SUZANO S.A.
Publicly-held Company with Authorized Capital
CNPJ/MF No. 16.404.287/0001-55
NIRE No. 29.300.016.331
MINUTES OF THE BOARD OF DIRECTORS MEETING
("Meeting")
- DATE, TIME AND PLACE: Held on July 22, 2019, at 10 a.m., at the branch office of Suzano S.A. ("Suzano" or "Company"), located at Avenida Brigadeiro Faria Lima, 1355, 8th floor, in the City of São Paulo, State of São Paulo or through conference call, the Company's Board of Directors met.

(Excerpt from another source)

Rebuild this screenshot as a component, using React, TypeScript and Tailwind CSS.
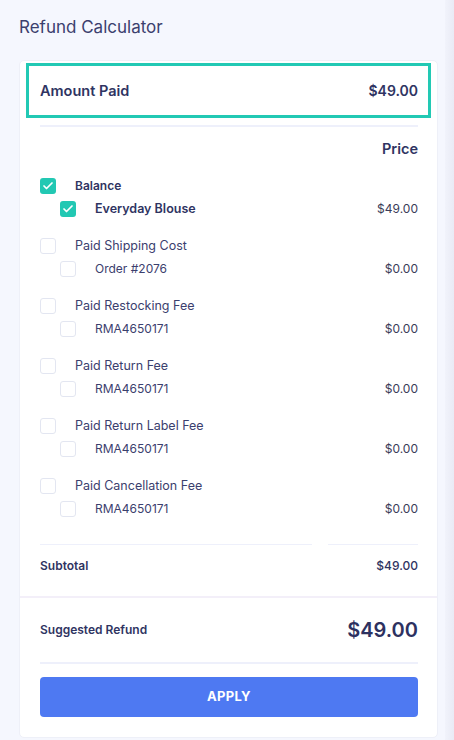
import { Check } from 'lucide-react';

type Line = { parent: string; child: string; price: string; checked?: boolean };

const lines: Line[] = [
  { parent: 'Balance', child: 'Everyday Blouse', price: '$49.00', checked: true },
  { parent: 'Paid Shipping Cost', child: 'Order #2076', price: '$0.00' },
  { parent: 'Paid Restocking Fee', child: 'RMA4650171', price: '$0.00' },
  { parent: 'Paid Return Fee', child: 'RMA4650171', price: '$0.00' },
  { parent: 'Paid Return Label Fee', child: 'RMA4650171', price: '$0.00' },
  { parent: 'Paid Cancellation Fee', child: 'RMA4650171', price: '$0.00' },
];

function Box({ checked }: { checked?: boolean }) {
  if (checked) {
    return (
      <span className="h-4 w-4 shrink-0 rounded-[3px] bg-[#22c8b3] flex items-center justify-center">
        <Check className="h-3 w-3 text-white" strokeWidth={3.5} />
      </span>
    );
  }
  return <span className="h-4 w-4 shrink-0 rounded-[3px] border border-[#e3e6f1] bg-white" />;
}

export default function App() {
  return (
    <div
      className="min-h-[740px] bg-[#f5f7fe] flex text-[#2f3462]"
      style={{ fontFamily: 'Inter, "Noto Sans", sans-serif' }}
    >
      <div className="w-[438px] pl-[19px]">
        <h1 className="pt-[15px] h-[60px] text-[17px] leading-6 text-[#3b406e]">Refund Calculator</h1>

        <div className="bg-white border border-[#eef0f8] rounded-[5px] pb-[20px]">
          <div className="px-[6px] pt-[2px]">
            <div className="h-[55px] border-[3px] border-[#22c9b4] flex items-center justify-between pl-[11px] pr-[10px]">
              <span className="text-[14.5px] font-semibold">Amount Paid</span>
              <span className="text-[14px] font-semibold">$49.00</span>
            </div>
          </div>

          <div className="pl-[20px] pr-[19px]">
            <div className="mt-[7px] h-[2px] bg-[#eef0fb]" />
            <div className="mt-[12px] h-5 text-right text-[14.5px] font-semibold leading-5">Price</div>

            <div className="mt-[19px] flex flex-col gap-[21px]">
              {lines.map((line, i) => (
                <div key={i} className="flex flex-col gap-[7px]">
                  <div className="h-4 flex items-center">
                    <Box checked={line.checked} />
                    <span
                      className={
                        line.checked
                          ? 'ml-[19px] text-[12px] font-semibold'
                          : 'ml-[19px] text-[12.5px] text-[#3b406e]'
                      }
                    >
                      {line.parent}
                    </span>
                  </div>
                  <div className="h-4 flex items-center pl-[20px]">
                    <Box checked={line.checked} />
                    <span
                      className={
                        line.checked
                          ? 'ml-[19px] text-[12.5px] font-semibold'
                          : 'ml-[19px] text-[12px] text-[#3b406e]'
                      }
                    >
                      {line.child}
                    </span>
                    <span className="ml-auto text-[12px] text-[#3a3c58]">{line.price}</span>
                  </div>
                </div>
              ))}
            </div>

            <div className="mt-[27px] flex gap-[16px]">
              <div className="flex-1 h-px bg-[#eef0fb]" />
              <div className="w-[90px] h-px bg-[#eef0fb]" />
            </div>
            <div className="h-[42px] flex items-center justify-between">
              <span className="text-[12px] font-semibold">Subtotal</span>
              <span className="text-[12px] font-medium">$49.00</span>
            </div>
          </div>

          <div className="mt-[9px] h-[2px] bg-[#f3eff9]" />

          <div className="pl-[20px] pr-[19px]">
            <div className="h-[64px] flex items-center justify-between">
              <span className="text-[12px] font-semibold">Suggested Refund</span>
              <span className="text-[20px] font-semibold text-[#2d3160]">$49.00</span>
            </div>
            <div className="h-[2px] bg-[#eef0fb]" />
            <button className="mt-[13px] w-full h-[40px] rounded-[4px] bg-[#4e79f2] text-white text-[13px] font-bold tracking-wide">
              APPLY
            </button>
          </div>
        </div>
      </div>
      <div className="ml-auto w-[9px] bg-gradient-to-r from-[#f1f3fb] to-[#e9ebf5]" />
    </div>
  );
}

- ATTENDANCE: Present the totality of members of the Board of Directors: David Feffer (Chairman of the Board of Directors), Claudio Thomaz Lobo Sonder (Vice Chairman of the Board of Directors), Daniel Feffer (Vice Chairman of the Board of Directors, voting by e-mail), Antonio de Souza Corrêa Meyer (Director, voting by e- mail), Jorge Feffer (Director, voting by e-mail), Maria Priscila Rodini Vansetti Machado (Director, voting by e-mail), Nildemar Secches (Director, voting by e-mail), Rodrigo Kede de Freitas Lima (Director, voting by e-mail) and Ana Paula Pessoa (Director, voting by e-mail).
- CHAIRMAN AND SECRETARY: Mr. David Feffer presided the Meeting and Mr. Vitor Tumonis acted as secretary.
- AGENDA: Resolve on: (i) the proposal of amendment to the Company's Bylaws with the purpose of amending the Second Paragraph of Article 25 of the Company's Bylaws ("Amendment to the Bylaws"), with the consequent consolidation of the Company's Bylaws in order to reflect the Amendment to the Bylaws; and (ii) the convening of the Company's Extraordinary General Meeting ("EGM") with the purpose of deliberating on the proposal described in item (1) above.
- RESOLUTIONS: Once the Meeting was established, after examination and discussion of the matters on the agenda, the members of the Board of Directors present, by unanimous vote and without any restrictions, resolved:
- Approve and submit to the EGM the proposal of: (i) Amendment to the Bylaws; and (ii) consolidation of the Company's Bylaws in order to reflect the Amendment to the Bylaws. The proposal of Amendment to the Bylaws, constitutes the Appendix Iof the present minutes.
- Approve to convene the Suzano's EGM, to resolve on the matters above.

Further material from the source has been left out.